According to the Times of Oman the country’s budget deficit currently sits at a crippling OMR 3.5bn, something that the government is understandably keen to reduce.
This is equivalent to a 15% overspend last year, which is expected to grow further in 2016.
Over recent months the Omani government has, like so many others, been going through a painful process of belt-tightening.
Looking for ever more ways to reduce the deficit, it now seems that expat workers could be in the firing line for some of these budget cuts.
A recent announcement suggests that expat workers at state-owned companies run with 50% or more government funds may find themselves affected. The precipitous drop in crude oil prices over the last year means that government officials are proposing to reduce or even eliminate the benefits that many expats have learned to expect as part of their remuneration.

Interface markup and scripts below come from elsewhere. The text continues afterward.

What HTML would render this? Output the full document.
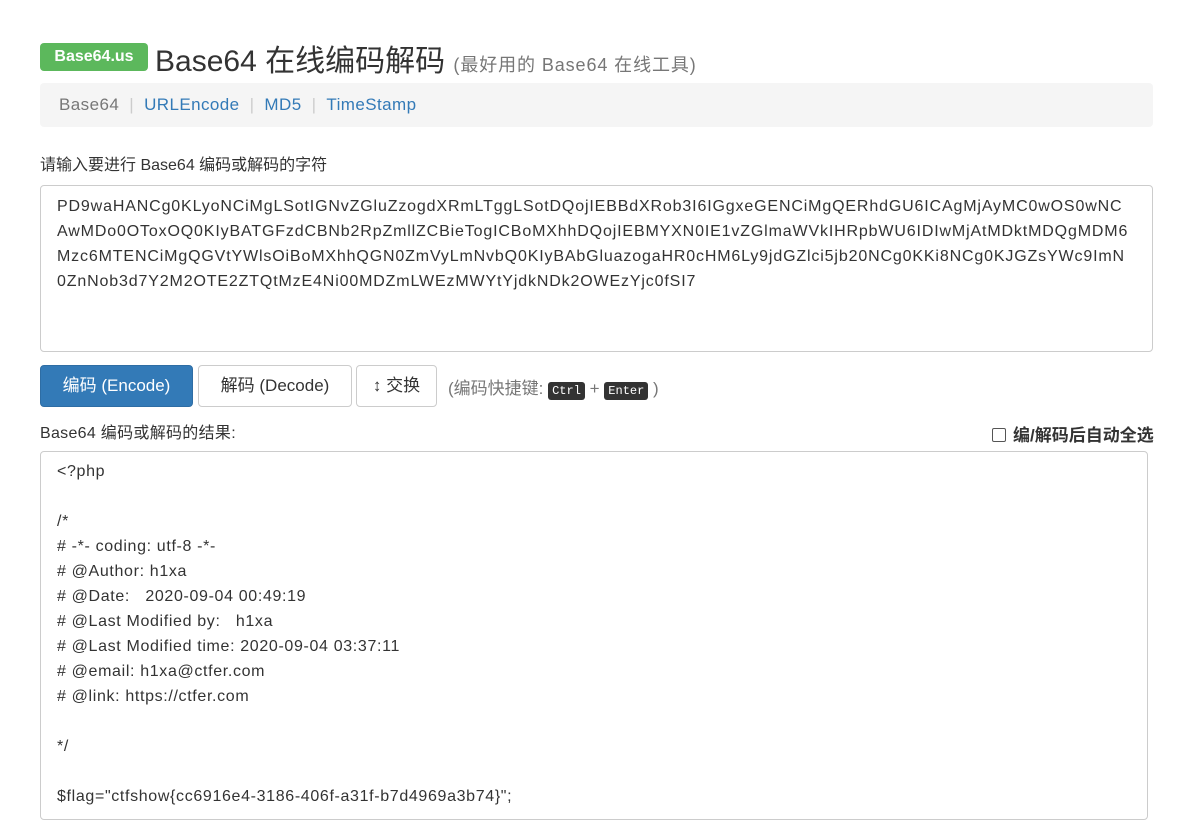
<!DOCTYPE html>
<html><head><meta charset="utf-8"><style>
body{margin:0;background:#fff;font-family:"Liberation Sans","Noto Sans CJK SC",sans-serif;color:#333;width:1185px;height:824px;overflow:hidden;position:relative}
.abs{position:absolute}
.badge{left:40px;top:43px;width:108px;height:28px;background:#5cb85c;color:#fff;font-weight:bold;font-size:16px;border-radius:4px;text-align:center;line-height:28px}
.h1{left:155px;top:36px;font-size:30px;color:#333;white-space:nowrap}
.h1 small{font-size:18px;color:#777;letter-spacing:0.05em}
.nav{left:40px;top:83px;width:1113px;height:44px;background:#f5f5f5;border-radius:4px;font-size:17px;line-height:44px;letter-spacing:0.025em}
.nav span{color:#ccc;margin:0 10px}
.nav a{color:#337ab7;text-decoration:none}
.ta{border:1px solid #ccc;border-radius:4px;box-sizing:border-box;font-size:16px;line-height:25px;padding:8px 16px;color:#333;word-break:break-all;letter-spacing:0.85px}
.btn{top:365px;height:42px;box-sizing:border-box;border:1px solid #ccc;border-radius:4px;font-size:17px;line-height:40px;text-align:center;background:#fff}
kbd{background:#333;color:#fff;font-family:"Liberation Mono",monospace;font-size:12px;padding:2px 4px;border-radius:3px}
</style></head><body>
<div class="abs badge">Base64.us</div>
<div class="abs h1">Base64 在线编码解码 <small>(最好用的 Base64 在线工具)</small></div>
<div class="abs nav"><span style="color:#777;margin:0 0 0 19px">Base64</span><span>|</span><a>URLEncode</a><span>|</span><a>MD5</a><span>|</span><a>TimeStamp</a></div>
<div class="abs" style="left:40px;top:151px;font-size:16px">请输入要进行 Base64 编码或解码的字符</div>
<div class="abs ta" style="left:40px;top:185px;width:1113px;height:167px;white-space:pre-line">PD9waHANCg0KLyoNCiMgLSotIGNvZGluZzogdXRmLTggLSotDQojIEBBdXRob3I6IGgxeGENCiMgQERhdGU6ICAgMjAyMC0wOS0wNC
AwMDo0OToxOQ0KIyBATGFzdCBNb2RpZmllZCBieTogICBoMXhhDQojIEBMYXN0IE1vZGlmaWVkIHRpbWU6IDIwMjAtMDktMDQgMDM6
Mzc6MTENCiMgQGVtYWlsOiBoMXhhQGN0ZmVyLmNvbQ0KIyBAbGluazogaHR0cHM6Ly9jdGZlci5jb20NCg0KKi8NCg0KJGZsYWc9ImN
0ZnNob3d7Y2M2OTE2ZTQtMzE4Ni00MDZmLWEzMWYtYjdkNDk2OWEzYjc0fSI7</div>
<div class="abs btn" style="left:40px;width:153px;background:#337ab7;border-color:#2e6da4;color:#fff">编码 (Encode)</div>
<div class="abs btn" style="left:198px;width:154px">解码 (Decode)</div>
<div class="abs btn" style="left:356px;width:81px">↕ 交换</div>
<div class="abs" style="left:448px;top:374px;font-size:17px;color:#777">(编码快捷键: <kbd>Ctrl</kbd> + <kbd>Enter</kbd> )</div>
<div class="abs" style="left:40px;top:419px;font-size:16px;letter-spacing:0.3px">Base64 编码或解码的结果:</div>
<div class="abs" style="left:992px;top:421px;font-size:17px;font-weight:bold"><span style="display:inline-block;width:12px;height:12px;border:1px solid #555;border-radius:2px;vertical-align:-1px;margin-right:7px"></span>编/解码后自动全选</div>
<div class="abs ta" style="left:40px;top:451px;width:1108px;height:369px;white-space:pre;padding-top:7px;letter-spacing:0.65px">&lt;?php

/*
# -*- coding: utf-8 -*-
# @Author: h1xa
# @Date:   2020-09-04 00:49:19
# @Last Modified by:   h1xa
# @Last Modified time: 2020-09-04 03:37:11
# @email: h1xa@ctfer.com
# @link: https://ctfer.com

*/

$flag="ctfshow{cc6916e4-3186-406f-a31f-b7d4969a3b74}";</div>
</body></html>
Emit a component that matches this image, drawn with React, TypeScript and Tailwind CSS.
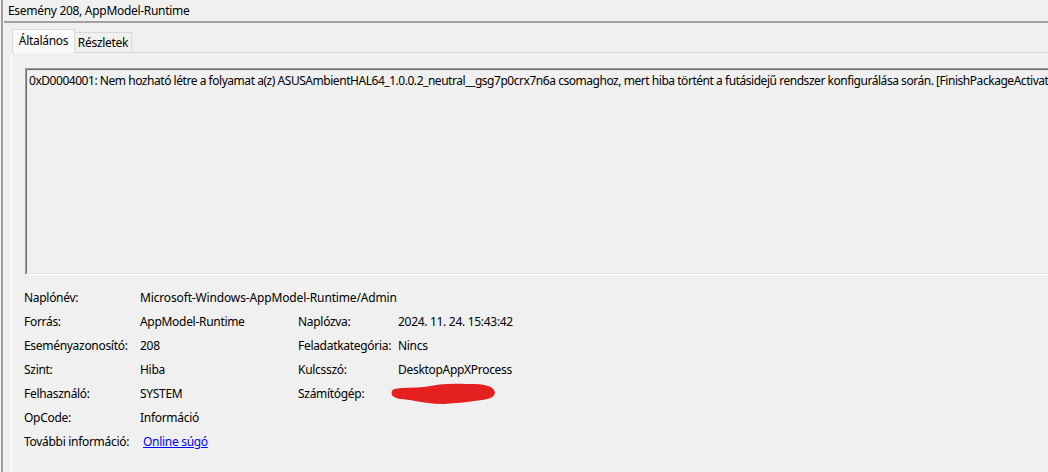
import React from 'react'

const rows: {label: string; value: React.ReactNode; label2?: string; value2?: React.ReactNode}[] = [
    {label: 'Forrás:', value: 'AppModel-Runtime', label2: 'Naplózva:', value2: '2024. 11. 24. 15:43:42'},
    {label: 'Eseményazonosító:', value: '208', label2: 'Feladatkategória:', value2: 'Nincs'},
    {label: 'Szint:', value: 'Hiba', label2: 'Kulcsszó:', value2: 'DesktopAppXProcess'},
    {label: 'Felhasználó:', value: 'SYSTEM', label2: 'Számítógép:', value2: 'redacted'},
    {label: 'OpCode:', value: 'Információ'},
]

const Scribble: React.FC = () => (
    <svg width="106" height="22" viewBox="0 0 106 22" className="block -ml-[8px]">
        <path
            d="M4 6 C14 4 24 5 34 4 C48 1 62 0 76 1 C88 1 100 1 104 7 C107 12 102 16 92 17 C80 19 66 20 54 21 C42 21 30 19 20 17 C12 16 4 16 2 12 C1 9 2 7 4 6 Z"
            fill="#e42020"
        />
    </svg>
)

const App: React.FC = () => {
    return (
        <div className="w-[1048px] h-[472px] bg-[#f0f0f0] pl-[1px] overflow-hidden text-[12px] tracking-[-0.3px] text-black font-['Noto_Sans',sans-serif]">
            <div className="h-full border-l-2 border-[#a0a0a0] flex flex-col">
                <div className="h-[21px] pl-[5px] leading-[21px] whitespace-nowrap">Esemény 208, AppModel-Runtime</div>
                <div className="ml-[1px] h-[2px] bg-[#a0a0a0]"/>

                <div className="mt-[5px] pl-[9px] flex items-end h-[24px]">
                    <div className="h-[24px] w-[63px] border border-b-0 border-[#d9d9d9] bg-[#fafafa] flex items-center justify-center relative z-10 -mb-px pb-px">
                        Általános
                    </div>
                    <div className="h-[20px] w-[57px] border border-l-0 border-b-0 border-[#d9d9d9] bg-[#f0f0f0] flex items-center justify-center">
                        Részletek
                    </div>
                </div>

                <div className="ml-[8px] flex-1 border-t border-l border-t-[#d9d9d9] border-l-white">
                    <div className="ml-[13px] mt-[15px] h-[207px] border-t border-l border-[#a0a0a0] border-b border-b-white">
                        <div className="h-full border-t border-l border-[#696969] border-b border-b-[#e3e3e3] pl-[2px] pt-[3px] leading-[16px] whitespace-nowrap overflow-hidden tracking-[-0.46px]">
                            0xD0004001: Nem hozható létre a folyamat a(z) ASUSAmbientHAL64_1.0.0.2_neutral__gsg7p0crx7n6a csomaghoz, mert hiba történt a futásidejű rendszer konfigurálása során. [FinishPackageActivation]
                        </div>
                    </div>

                    <div className="mt-[11px] pl-[12px]">
                        <div className="flex h-[24px] items-center">
                            <div className="w-[116px]">Naplónév:</div>
                            <div className="tracking-[-0.15px]">Microsoft-Windows-AppModel-Runtime/Admin</div>
                        </div>
                        {rows.map((row, index) => (
                            <div key={index} className="flex h-[24px] items-center">
                                <div className="w-[116px]">{row.label}</div>
                                <div className="w-[158px]">{row.value}</div>
                                <div className="w-[100px]">{row.label2}</div>
                                <div>{row.value2 === 'redacted' ? <Scribble/> : row.value2}</div>
                            </div>
                        ))}
                        <div className="flex h-[24px] items-center">
                            <div className="w-[119px]">További információ:</div>
                            <a href="#" className="text-[#0000ff] underline">Online súgó</a>
                        </div>
                    </div>
                </div>
            </div>
        </div>
    )
}

export default App
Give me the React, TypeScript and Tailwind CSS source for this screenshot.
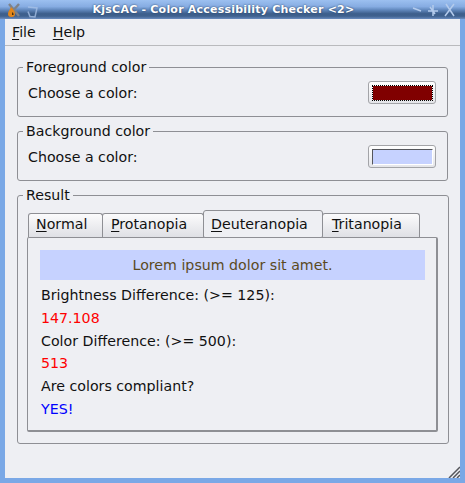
import type { ReactNode } from "react";

const TABS = [
  { key: "N", rest: "ormal", box: "w-[75px] pl-[7px]", active: false },
  { key: "P", rest: "rotanopia", box: "w-[102px] pl-[8px]", active: false },
  { key: "D", rest: "euteranopia", box: "w-[120px] pl-[7px]", active: true },
  { key: "T", rest: "ritanopia", box: "w-[98px] pl-[9px]", active: false },
];

function TitleBar() {
  return (
    <div className="relative flex h-[19px] items-center justify-center bg-[linear-gradient(to_bottom,#9cc0f0_0%,#86ace2_35%,#6188bd_52%,#3d5f8c_72%,#3f618e_85%,#6a8cbf_100%)] pr-[18px]">
      <svg className="absolute left-[6px] top-[2px]" width="34" height="16" viewBox="0 0 34 16" fill="none">
        <path d="M3 2l10 12M13 2L5 11" stroke="#7f8288" strokeWidth="2.4" />
        <path d="M2 12c0-3 2-4 3-7 2 2 4 4 4 7 0 2-1 3-3.500 3S2 14 2 12z" fill="#e2861a" />
        <path d="M6 13c0-1 0-2 .5-3 1 1 1 2 1 3z" fill="#3a2a10" />
        <path d="M22 5l9 1-2 9-5-.5-2-5" stroke="#a9c3e8" strokeWidth="1.5" opacity="0.75" />
      </svg>
      <span className="font-['DejaVu_Sans',sans-serif] text-[11px] font-bold tracking-[0.22px] text-white [text-shadow:0_0_2px_#1d3557]">
        {"KjsCAC - Color Accessibility Checker <2>"}
      </span>
      <svg className="absolute left-[411px] top-[3px]" width="50" height="14" viewBox="0 0 50 14" fill="none" stroke="#b4cbec" strokeWidth="1.5">
        <path d="M2 5l8 3" />
        <path d="M17 8h10M22 2v11M19 4l5 7" />
        <path d="M34 13l9-12M35 1l8 12" />
      </svg>
    </div>
  );
}

function MenuItem({ letter, rest }: { letter: string; rest: string }) {
  return (
    <span>
      <span className="underline underline-offset-2">{letter}</span>
      {rest}
    </span>
  );
}

function GroupBox({ title, className, children }: { title: string; className: string; children: ReactNode }) {
  return (
    <fieldset className={`rounded-[3px] border border-[#8e8f94] ${className}`}>
      <legend className="ml-[5px] px-[3px] leading-[16px]">{title}</legend>
      {children}
    </fieldset>
  );
}

function ColorRow({ swatch }: { swatch: ReactNode }) {
  return (
    <div className="flex h-[35px] items-center justify-between pl-[10px] pr-[11px]">
      <span>Choose a color:</span>
      <div className="flex h-[23px] w-[68px] items-center rounded-[3px] border border-[#a3a4a8] bg-[linear-gradient(to_bottom,#ffffff,#e4e5e9)] pl-[3px]">
        {swatch}
      </div>
    </div>
  );
}

function Tab({ tab }: { tab: (typeof TABS)[number] }) {
  if (tab.active) {
    return (
      <div className={`relative z-10 -mb-px -ml-px h-[28px] ${tab.box} rounded-t-[3px] rounded-b-[2px] border border-[#8e8f94] bg-[#eeeff3] pt-[5px]`}>
        <span className="underline underline-offset-2">{tab.key}</span>
        {tab.rest}
      </div>
    );
  }
  return (
    <div className={`-ml-px h-[24px] ${tab.box} rounded-t-[3px] border border-b-0 border-[#8e8f94] bg-[linear-gradient(to_bottom,#fbfbfc,#dfe0e5)] pt-[2px]`}>
      <span className="underline underline-offset-2">{tab.key}</span>
      {tab.rest}
    </div>
  );
}

export default function App() {
  return (
    <div className="flex h-[483px] w-[465px] flex-col overflow-hidden bg-[#7aa8e6] font-['DejaVu_Sans',sans-serif] text-[14.2px] leading-[16px] text-[#111]">
      <TitleBar />
      <div className="relative mx-[5px] mb-[5px] flex flex-1 flex-col bg-[#eeeff3]">
        <div className="flex h-[27px] items-center gap-[17px] border-b border-b-[#b9babd] pb-[1px] pl-[7px]">
          <MenuItem letter="F" rest="ile" />
          <MenuItem letter="H" rest="elp" />
        </div>
        <div className="flex flex-1 flex-col px-[12px] pt-[13px]">
          <GroupBox title="Foreground color" className="h-[58px]">
            <ColorRow
              swatch={<div className="h-[16px] w-[61px] border border-dotted border-black bg-[#800000] bg-clip-padding" />}
            />
          </GroupBox>
          <GroupBox title="Background color" className="mt-[6px] h-[58px]">
            <ColorRow
              swatch={<div className="h-[16px] w-[61px] border border-b-white border-l-[#55565b] border-r-white border-t-[#55565b] bg-[#c6d2ff]" />}
            />
          </GroupBox>
          <GroupBox title="Result" className="mt-[6px] h-[257px]">
            <div className="pl-[9px] pr-[10px] pt-[7px]">
              <div className="flex items-end pl-[2px]">
                {TABS.map((tab) => (
                  <Tab key={tab.key} tab={tab} />
                ))}
              </div>
              <div className="h-[195px] w-[411px] rounded-[2px] border border-b-2 border-r-2 border-[#8e8f94] pl-[12px] pr-[11px] pt-[12px]">
                <div className="flex h-[30px] items-center justify-center bg-[#c6d2ff] text-[#5b4a1e]">
                  Lorem ipsum dolor sit amet.
                </div>
                <div className="flex flex-col gap-[6.8px] pl-[1px] pt-[7px]">
                  <span>{"Brightness Difference: (>= 125):"}</span>
                  <span className="text-[#ff0000]">147.108</span>
                  <span>{"Color Difference: (>= 500):"}</span>
                  <span className="text-[#ff0000]">513</span>
                  <span>Are colors compliant?</span>
                  <span className="text-[#0000ff]">YES!</span>
                </div>
              </div>
            </div>
          </GroupBox>
        </div>
        <svg className="absolute bottom-0 right-0" width="12" height="12" viewBox="0 0 12 12" stroke="#55565b" strokeWidth="1.5">
          <path d="M1 12L12 1M5 12L12 5M9 12l3-3" />
        </svg>
      </div>
    </div>
  );
}
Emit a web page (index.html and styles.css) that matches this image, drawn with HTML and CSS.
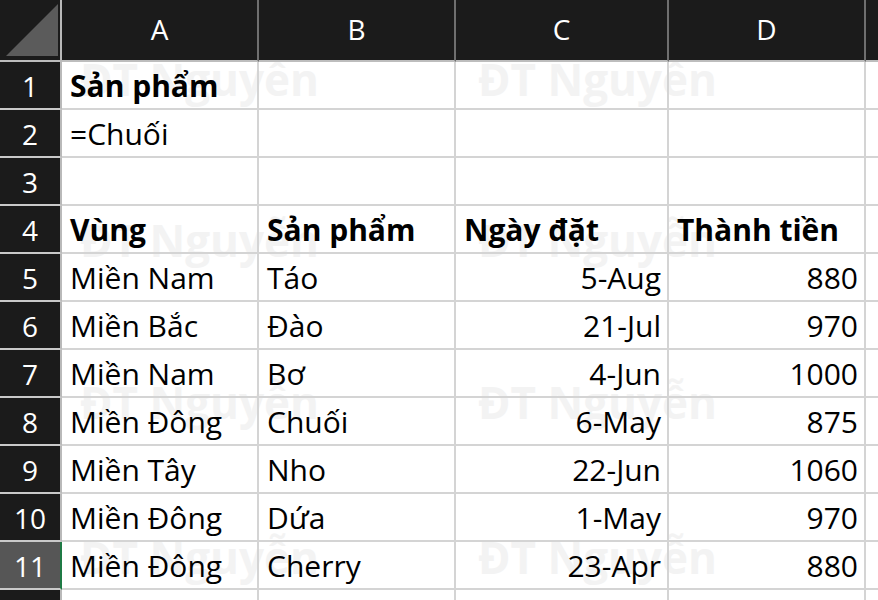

At present many expats enjoy a variety of benefits in addition to their salary. These can include housing allowances, financed airfares home, health insurance and even domestic staff in some situations.
The new decree aims to put a hold on all such benefits for applicable expat workers; not just putting a stop to inflationary increases but even proposing to eliminate them altogether.
It is no secret that an expat worker’s salary often only represents a small part of the total package that many enjoy. Allowances for housing, transportation and air travel all help expats to make ends meet. Indeed, many expats in non-English speaking destinations rely on such allowances to help them educate their children at private international schools which, almost universally, charge hefty fees.
Without these benefits questions persist as to how expats will respond. Some, no doubt, will knuckle down and try to make the best of a bad situation. However far more expats have been vocal on social media and discussion forums simply stating that the costs of living in Oman make such an exercise unappealing. Many expats claim they will simply be unable to make ends meet without these additional incentives.
Worst of all it’s not just these “perks” which could dry up very soon; even benefits that non-expats have got used to such as bonuses or incentives for working during Ramadan could also be slashed if they do not make up part of an expat’s key performance indicators.
For many expats in Oman, these latest brutal cuts could spell the end of life in the Kingdom. Many expats have taken the internet to express their dissatisfaction and to state that they plan to vote with their feet. It seems likely that these cuts will result in a considerable loss of expat talent in Oman, many of whose most qualified workers will be looking for better-paid opportunities elsewhere in the world.